American Trucking Associations (ATA) President and CEO Chris Spear spoke to the need for Congress to oversee implementation of the Infrastructure Investment and Jobs Act (IIJA) to ensure investment in projects that help freight mobility. He also emphasized ATA’s opposition to the Federal Highway Administration’s (FHWA) December 2021 memo intended to delay or deter critical road and highway expansion projects, as well as the need for Congress to address the truck parking shortage. Spear Testimony Highlights:
“Congress should provide the necessary oversight to ensure that the resources available from these important [competitive grant] programs are used primarily for projects that improve transportation safety and mobility, as well as projects that address infrastructure deficiencies that contribute to supply chain inefficiencies. These programs should not be used to advance parochial agendas that are outside of their Congressionally-mandated scope.”

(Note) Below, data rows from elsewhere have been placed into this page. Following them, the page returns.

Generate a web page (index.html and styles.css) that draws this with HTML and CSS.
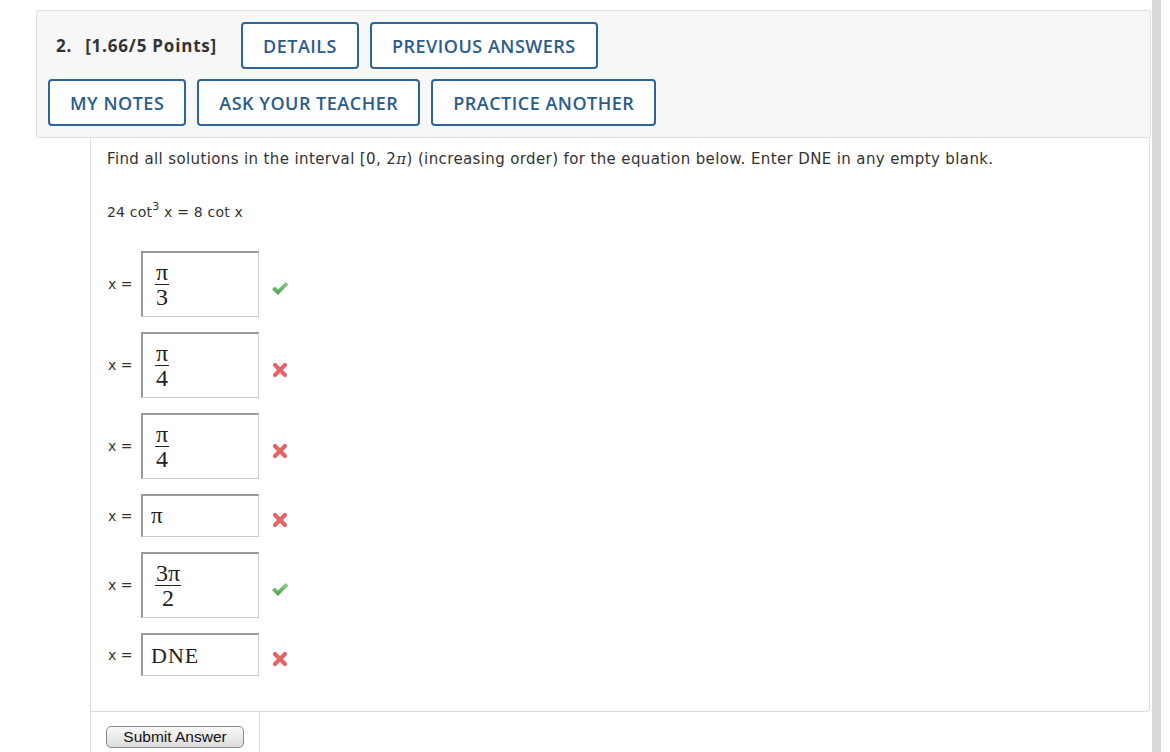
FILE: index.html
```html
<!DOCTYPE html>
<html>
<head>
<meta charset="utf-8">
<link rel="stylesheet" href="styles.css">
</head>
<body>
<div class="page">
  <div class="main">
    <div class="qhead">
      <div class="row row-first">
        <span class="qnum">2.</span>
        <span class="qpoints">[1.66/5 Points]</span>
        <button class="hbtn">DETAILS</button>
        <button class="hbtn">PREVIOUS ANSWERS</button>
      </div>
      <div class="row">
        <button class="hbtn">MY NOTES</button>
        <button class="hbtn">ASK YOUR TEACHER</button>
        <button class="hbtn">PRACTICE ANOTHER</button>
      </div>
    </div>
    <div class="qbody">
      <p class="prompt">Find all solutions in the interval [0, 2<i class="pi">π</i>) (increasing order) for the equation below. Enter DNE in any empty blank.</p>
      <p class="equation">24 cot<sup>3</sup> x = 8 cot x</p>
      <div class="answers">
        <div class="ans">
          <span class="lbl">x =</span>
          <div class="box tall"><span class="frac"><span class="num">π</span><span class="den">3</span></span></div>
          <svg class="icon" viewBox="0 0 18 15" width="18" height="15"><defs><linearGradient id="g1" x1="0" y1="0" x2="0" y2="1"><stop offset="0" stop-color="#8fd18a"/><stop offset="1" stop-color="#4f9e4f"/></linearGradient></defs><path d="M1 8.2 L4 5.6 L7 8.6 L14.6 1 L17.4 3.6 L7 14 Z" fill="url(#g1)"/></svg>
        </div>
        <div class="ans">
          <span class="lbl">x =</span>
          <div class="box tall"><span class="frac"><span class="num">π</span><span class="den">4</span></span></div>
          <svg class="icon cross" viewBox="0 0 16 16" width="16" height="16"><path d="M3 3 L13 13 M13 3 L3 13" stroke="#e36565" stroke-width="4.2" stroke-linecap="round"/></svg>
        </div>
        <div class="ans">
          <span class="lbl">x =</span>
          <div class="box tall"><span class="frac"><span class="num">π</span><span class="den">4</span></span></div>
          <svg class="icon cross" viewBox="0 0 16 16" width="16" height="16"><path d="M3 3 L13 13 M13 3 L3 13" stroke="#e36565" stroke-width="4.2" stroke-linecap="round"/></svg>
        </div>
        <div class="ans">
          <span class="lbl">x =</span>
          <div class="box short"><span class="plain">π</span></div>
          <svg class="icon cross" viewBox="0 0 16 16" width="16" height="16"><path d="M3 3 L13 13 M13 3 L3 13" stroke="#e36565" stroke-width="4.2" stroke-linecap="round"/></svg>
        </div>
        <div class="ans">
          <span class="lbl">x =</span>
          <div class="box tall"><span class="frac"><span class="num">3π</span><span class="den">2</span></span></div>
          <svg class="icon" viewBox="0 0 18 15" width="18" height="15"><defs><linearGradient id="g2" x1="0" y1="0" x2="0" y2="1"><stop offset="0" stop-color="#8fd18a"/><stop offset="1" stop-color="#4f9e4f"/></linearGradient></defs><path d="M1 8.2 L4 5.6 L7 8.6 L14.6 1 L17.4 3.6 L7 14 Z" fill="url(#g2)"/></svg>
        </div>
        <div class="ans">
          <span class="lbl">x =</span>
          <div class="box short"><span class="plain dne">DNE</span></div>
          <svg class="icon cross" viewBox="0 0 16 16" width="16" height="16"><path d="M3 3 L13 13 M13 3 L3 13" stroke="#e36565" stroke-width="4.2" stroke-linecap="round"/></svg>
        </div>
      </div>
    </div>
    <div class="submit-area">
      <button class="submit">Submit Answer</button>
    </div>
  </div>
  <div class="scrollbar"></div>
</div>
</body>
</html>
```

FILE: styles.css
```css
html, body {
  margin: 0;
  padding: 0;
  background: #ffffff;
}
.page {
  display: flex;
  height: 752px;
  overflow: hidden;
}
.main {
  margin-left: 36px;
  padding-top: 10px;
  width: 1115px;
}
.scrollbar {
  margin-left: 1px;
  width: 9px;
  height: 752px;
  background: #d9d9d9;
}
.qhead {
  background: #f7f7f7;
  border: 1px solid #e1e1e1;
  border-radius: 2px;
  padding: 11px 11px 11px 11px;
  display: flex;
  flex-direction: column;
  gap: 10px;
}
.row {
  display: flex;
  align-items: center;
  gap: 11px;
}
.row-first {
  padding-left: 8px;
}
.qnum, .qpoints {
  font-family: "Open Sans", "Liberation Sans", sans-serif;
  font-weight: 700;
  font-size: 17px;
  letter-spacing: 0.8px;
  color: #333333;
}
.qnum {
  margin-right: 2px;
}
.qpoints {
  margin-right: 13px;
}
.hbtn {
  height: 47px;
  padding: 0 20px;
  border: 2px solid #2d6598;
  border-radius: 4px;
  background: #ffffff;
  font-family: "Open Sans", "Liberation Sans", sans-serif;
  font-size: 18px;
  font-weight: 600;
  letter-spacing: 0.5px;
  color: #2a5c8e;
  margin: 0;
  flex-shrink: 0;
}
.qbody {
  margin-left: 54px;
  margin-right: 1px;
  border: 1px solid #dddddd;
  border-top: none;
  border-bottom-right-radius: 4px;
  padding: 11px 16px 35px 16px;
  font-family: "DejaVu Sans", Verdana, sans-serif;
  font-size: 14px;
  color: #333333;
}
.prompt {
  margin: 0;
  line-height: 20px;
  font-size: 15px;
  letter-spacing: 0.38px;
}
.pi {
  font-family: "DejaVu Serif", serif;
  font-style: italic;
}
.equation {
  margin: 33px 0 0 0;
  line-height: 20px;
  letter-spacing: 0.2px;
}
.equation sup {
  font-size: 11px;
  line-height: 0;
  vertical-align: 7px;
}
.answers {
  margin-top: 29px;
  display: flex;
  flex-direction: column;
  gap: 15px;
}
.ans {
  display: flex;
  align-items: center;
}
.lbl {
  width: 34px;
  flex-shrink: 0;
  padding-left: 1px;
  box-sizing: border-box;
  font-size: 14px;
  color: #333333;
}
.box {
  box-sizing: border-box;
  flex-shrink: 0;
  width: 118px;
  border: 1px solid #cccccc;
  border-top: 2px solid #9a9a9a;
  border-left: 2px solid #9a9a9a;
  background: #ffffff;
  display: flex;
  align-items: center;
  padding-left: 8px;
  font-family: "Liberation Serif", "DejaVu Serif", serif;
  color: #222222;
}
.box.tall {
  height: 66px;
}
.box.short {
  height: 43px;
}
.frac {
  display: inline-flex;
  flex-direction: column;
  align-items: center;
  margin-left: 4px;
  font-size: 24px;
}
.num {
  line-height: 20px;
  padding: 0 1px 2px 1px;
  border-bottom: 1px solid #222222;
}
.den {
  line-height: 22px;
  padding-top: 1px;
}
.plain {
  font-size: 23px;
  line-height: 24px;
}
.dne {
  font-size: 22px;
  letter-spacing: 1px;
  margin-top: 2px;
}
.icon {
  margin-left: 12px;
  margin-top: 9px;
}
.cross {
  margin-left: 13px;
  margin-top: 9px;
}
.submit-area {
  margin-left: 54px;
  width: 170px;
  box-sizing: border-box;
  border-left: 1px solid #dddddd;
  border-right: 1px solid #dddddd;
  padding: 14px 0 0 15px;
  height: 60px;
}
.submit {
  display: block;
  width: 138px;
  height: 22px;
  padding: 0;
  border: 1px solid #8a8a8a;
  border-radius: 5px;
  background: linear-gradient(#f8f8f8, #dcdcdc);
  font-family: "Liberation Sans", Arial, sans-serif;
  font-size: 15.5px;
  color: #111111;
}
```
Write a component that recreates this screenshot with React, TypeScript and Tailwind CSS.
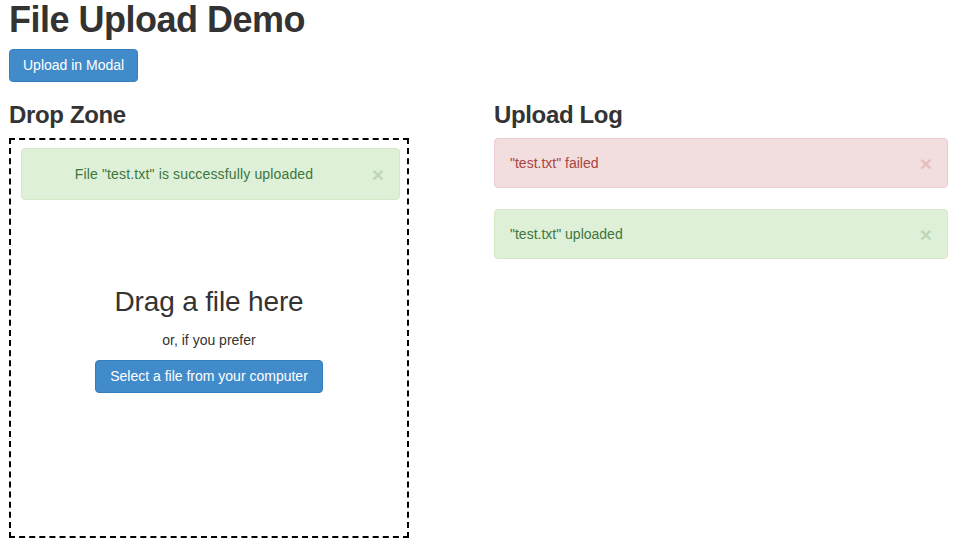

“Additionally, ATA recommends against federal policies that are likely to prevent or hamstring State and local agencies’ efforts to expand highway capacity…. We are also concerned about policies that seek to eliminate or downgrade highways in the name of equity or environmental justice without fully accounting for the impacts of these approaches on supply chain efficiency.”
“The lack of available truck parking has a severe impact on the health and wellbeing of truck drivers, but it also contributes to driver utilization inefficiencies…. ATA supports the Truck Parking Safety Improvement Act….”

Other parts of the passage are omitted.